A dance project by Mateja Bučar

Parquet Ball – Above the Parquet

Maska Ljubljana

Schedule

16.10.2020, Friday / 19:00 / Kazina Hall
17.10.2020, Saturday / 19:00 / Kazina Hall /

Opening night September 9th 2020, Golden Hall of the National Gallery Ljubljana 
Running time on Friday, 16th, 40 minutes. No intermission. 
Running time on Saturday, 17th, 2 hours. No intermission. 

In collaboration with the National Gallery Ljubljana and Kino Šiška.

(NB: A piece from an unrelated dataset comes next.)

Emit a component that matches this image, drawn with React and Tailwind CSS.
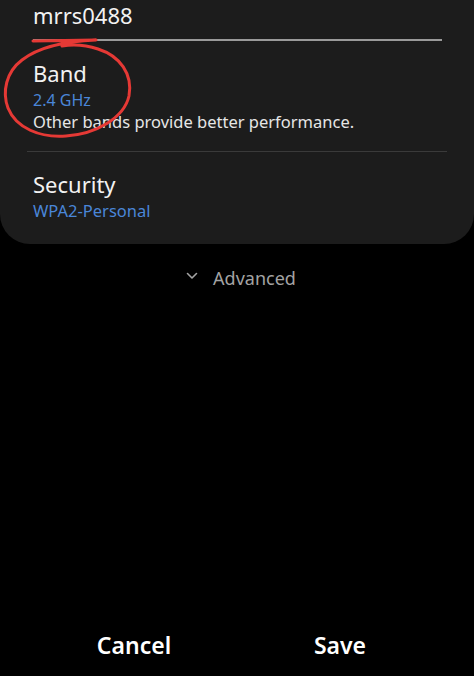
import React from "react";

const font = { fontFamily: '"Noto Sans", "Open Sans", sans-serif' };

function Scribble() {
  return (
    <svg
      className="absolute left-0 top-0 pointer-events-none"
      width="160"
      height="150"
      viewBox="0 0 160 150"
      fill="none"
    >
      <path
        d="M33 41 L96 40 C70 41 40 46 22 60 C6 72 2 92 8 108 C16 128 40 138 66 136 C96 134 124 118 129 96 C133 74 120 56 98 49 C86 45 74 44 62 46"
        stroke="#e53935"
        strokeWidth="3"
        strokeLinecap="round"
        strokeLinejoin="round"
      />
    </svg>
  );
}

export default function App() {
  return (
    <div className="min-h-[676px] h-[676px] bg-black flex flex-col text-white" style={font}>
      <div className="relative bg-[#1c1c1c] rounded-b-[30px] pb-[21px]">
        <div className="px-[33px]">
          <div className="pt-[2px] pb-[11px] border-b-2 border-[#9a9a9a] mr-[-1px]">
            <div className="text-[22px] leading-[26px] text-[#f2f2f2]">mrrs0488</div>
          </div>
          <div className="mt-[19px]">
            <div className="text-[22px] leading-[26px] text-[#f2f2f2]">Band</div>
            <div className="mt-[3px] text-[16px] leading-[22px] text-[#4a86d8]">2.4 GHz</div>
            <div className="text-[16.5px] leading-[22px] text-[#e6e6e6]">
              Other bands provide better performance.
            </div>
          </div>
        </div>
        <div className="mx-[27px] mt-[18px] h-px bg-[#3a3a3a]" />
        <div className="px-[33px] mt-[19px]">
          <div className="text-[22px] leading-[26px] text-[#f2f2f2]">Security</div>
          <div className="mt-[2px] text-[16.5px] leading-[24px] text-[#4a86d8]">WPA2-Personal</div>
        </div>
        <Scribble />
      </div>

      <div className="flex items-center justify-center gap-[15px] ml-[8px] mt-[21px] text-[#a3a3a3]">
        <svg width="12" height="8" viewBox="0 0 12 8" fill="none" className="mb-[4px]">
          <path d="M1.5 1.5 L6 6 L10.5 1.5" stroke="#a3a3a3" strokeWidth="1.6" strokeLinecap="round" strokeLinejoin="round" />
        </svg>
        <span className="text-[18px] leading-[26px]">Advanced</span>
      </div>

      <div className="mt-auto grid grid-cols-2 px-[31px] pb-[16px]">
        <button className="text-[23px] leading-[30px] font-semibold text-white text-center">Cancel</button>
        <button className="text-[23px] leading-[30px] font-semibold text-white text-center">Save</button>
      </div>
    </div>
  );
}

Idea and choreography Mateja Bučar
Idea and visual concept Vadim Fiškin
Movement, dance, co-creation Kristina Aleksova, Maja Kalafatić
Sound Borut Savski
Light Jaka Šimenc
Construction of the parquet ball Matija Jakin, MOJ HOBI
Mechanisms Zavod Zet
Head of production Tina Dobnik
Special thanks to Stephan Doepner, Aleša Valič, Zavod ZET 

Parquet Ball is the title of Mateja Bučar’s latest dance piece. More than just a general indication of the contents, or the essence of the production, its secret point and the implication, the title here is everything, or as the famous Latin adage dictates, nomen est omen. Parquet Ball does first remind us of precisely stylised ballroom dances, balls and highlights of the social season as dance art in the bourgeois society anticipated them: perhaps we imagine couples in formal attire circulate luxurious halls, and muslin swirl
around the elegant figures in tails … But this colourful allusion is confronted with the austere literality of the title Parquet Ball – a ball made of parquet wood, in other words, an actual parquet ball. In the core of the production there is, thus, the literal materialisation of the title, a round object made of parquet which in its associative restlessness, self-reference, tautology and in alternating presence of a dancing body moves around the space. The duality of the functionality and the physicality thus permeates the entire course of the show: despite the frequent reminiscences of the movements from the classical ballet, surprisingly obvious in the parts that the ball performs,
the dance nevertheless occurs as a study of its own elementariness. The reflection of the radical materiality becomes particularly
dense in the sequences in which two parquet balls appear in the dance – after that moment, there is no longer any doubt: all
the performers are just material that shares touching points with other materials and draws a designed arch-scheme of the bodies in dance movement.